**What the task requires**
Pictures in the data below are not part of the copy; transcribe everything else exactly.

**Given information**
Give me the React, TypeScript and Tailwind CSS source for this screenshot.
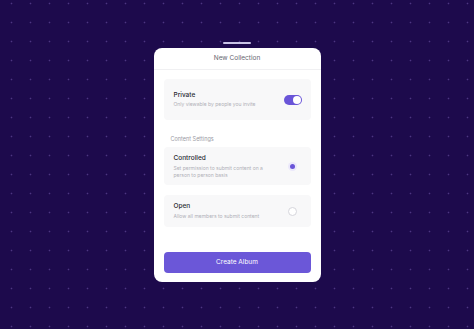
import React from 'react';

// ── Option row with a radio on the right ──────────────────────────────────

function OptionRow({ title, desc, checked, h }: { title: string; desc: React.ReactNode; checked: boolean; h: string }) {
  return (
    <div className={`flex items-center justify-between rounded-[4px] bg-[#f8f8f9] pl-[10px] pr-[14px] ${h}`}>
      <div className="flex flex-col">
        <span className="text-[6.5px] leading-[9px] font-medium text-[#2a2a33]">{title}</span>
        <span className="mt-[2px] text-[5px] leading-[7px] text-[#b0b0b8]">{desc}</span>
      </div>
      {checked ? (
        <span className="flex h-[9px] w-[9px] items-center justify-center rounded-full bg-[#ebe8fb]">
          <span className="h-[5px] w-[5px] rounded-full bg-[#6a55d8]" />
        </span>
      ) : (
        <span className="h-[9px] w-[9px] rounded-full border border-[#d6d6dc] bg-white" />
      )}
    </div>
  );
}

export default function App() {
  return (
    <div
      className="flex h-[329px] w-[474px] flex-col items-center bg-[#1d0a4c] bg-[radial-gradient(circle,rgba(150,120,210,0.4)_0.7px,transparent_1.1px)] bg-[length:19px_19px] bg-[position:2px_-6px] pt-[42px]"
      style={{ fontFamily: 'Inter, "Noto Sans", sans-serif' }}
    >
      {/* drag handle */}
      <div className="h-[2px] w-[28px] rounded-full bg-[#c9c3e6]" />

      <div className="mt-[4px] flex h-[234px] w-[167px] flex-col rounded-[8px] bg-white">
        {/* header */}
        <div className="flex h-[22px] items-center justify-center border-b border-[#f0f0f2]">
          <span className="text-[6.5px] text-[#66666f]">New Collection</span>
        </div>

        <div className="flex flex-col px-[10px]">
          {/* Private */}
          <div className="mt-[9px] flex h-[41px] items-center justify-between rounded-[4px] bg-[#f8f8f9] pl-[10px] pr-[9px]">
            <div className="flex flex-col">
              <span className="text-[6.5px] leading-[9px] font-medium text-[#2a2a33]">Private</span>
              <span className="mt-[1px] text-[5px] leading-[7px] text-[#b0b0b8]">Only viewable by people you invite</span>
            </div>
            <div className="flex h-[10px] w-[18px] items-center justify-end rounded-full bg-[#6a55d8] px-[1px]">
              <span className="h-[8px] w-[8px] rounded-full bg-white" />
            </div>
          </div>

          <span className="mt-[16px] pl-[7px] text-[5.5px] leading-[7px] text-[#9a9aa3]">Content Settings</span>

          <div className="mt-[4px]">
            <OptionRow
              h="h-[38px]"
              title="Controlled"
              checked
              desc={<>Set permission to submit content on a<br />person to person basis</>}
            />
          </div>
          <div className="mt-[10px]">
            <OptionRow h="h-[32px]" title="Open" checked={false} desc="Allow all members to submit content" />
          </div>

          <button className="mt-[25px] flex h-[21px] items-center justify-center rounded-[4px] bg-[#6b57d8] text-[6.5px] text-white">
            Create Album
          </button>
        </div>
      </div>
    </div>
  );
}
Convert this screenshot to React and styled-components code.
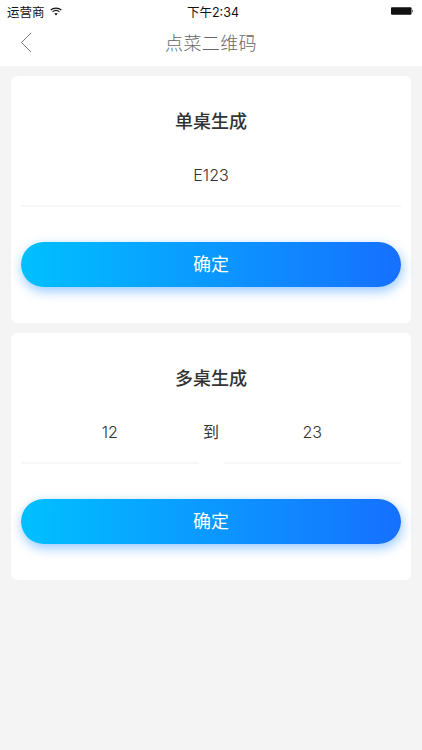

**Response for this exercise**
Give me the React, TypeScript and Tailwind CSS source for this screenshot.
import React from 'react';

// ── Option row with a radio on the right ──────────────────────────────────

function OptionRow({ title, desc, checked, h }: { title: string; desc: React.ReactNode; checked: boolean; h: string }) {
  return (
    <div className={`flex items-center justify-between rounded-[4px] bg-[#f8f8f9] pl-[10px] pr-[14px] ${h}`}>
      <div className="flex flex-col">
        <span className="text-[6.5px] leading-[9px] font-medium text-[#2a2a33]">{title}</span>
        <span className="mt-[2px] text-[5px] leading-[7px] text-[#b0b0b8]">{desc}</span>
      </div>
      {checked ? (
        <span className="flex h-[9px] w-[9px] items-center justify-center rounded-full bg-[#ebe8fb]">
          <span className="h-[5px] w-[5px] rounded-full bg-[#6a55d8]" />
        </span>
      ) : (
        <span className="h-[9px] w-[9px] rounded-full border border-[#d6d6dc] bg-white" />
      )}
    </div>
  );
}

export default function App() {
  return (
    <div
      className="flex h-[329px] w-[474px] flex-col items-center bg-[#1d0a4c] bg-[radial-gradient(circle,rgba(150,120,210,0.4)_0.7px,transparent_1.1px)] bg-[length:19px_19px] bg-[position:2px_-6px] pt-[42px]"
      style={{ fontFamily: 'Inter, "Noto Sans", sans-serif' }}
    >
      {/* drag handle */}
      <div className="h-[2px] w-[28px] rounded-full bg-[#c9c3e6]" />

      <div className="mt-[4px] flex h-[234px] w-[167px] flex-col rounded-[8px] bg-white">
        {/* header */}
        <div className="flex h-[22px] items-center justify-center border-b border-[#f0f0f2]">
          <span className="text-[6.5px] text-[#66666f]">New Collection</span>
        </div>

        <div className="flex flex-col px-[10px]">
          {/* Private */}
          <div className="mt-[9px] flex h-[41px] items-center justify-between rounded-[4px] bg-[#f8f8f9] pl-[10px] pr-[9px]">
            <div className="flex flex-col">
              <span className="text-[6.5px] leading-[9px] font-medium text-[#2a2a33]">Private</span>
              <span className="mt-[1px] text-[5px] leading-[7px] text-[#b0b0b8]">Only viewable by people you invite</span>
            </div>
            <div className="flex h-[10px] w-[18px] items-center justify-end rounded-full bg-[#6a55d8] px-[1px]">
              <span className="h-[8px] w-[8px] rounded-full bg-white" />
            </div>
          </div>

          <span className="mt-[16px] pl-[7px] text-[5.5px] leading-[7px] text-[#9a9aa3]">Content Settings</span>

          <div className="mt-[4px]">
            <OptionRow
              h="h-[38px]"
              title="Controlled"
              checked
              desc={<>Set permission to submit content on a<br />person to person basis</>}
            />
          </div>
          <div className="mt-[10px]">
            <OptionRow h="h-[32px]" title="Open" checked={false} desc="Allow all members to submit content" />
          </div>

          <button className="mt-[25px] flex h-[21px] items-center justify-center rounded-[4px] bg-[#6b57d8] text-[6.5px] text-white">
            Create Album
          </button>
        </div>
      </div>
    </div>
  );
}
Convert this screenshot to React and styled-components code.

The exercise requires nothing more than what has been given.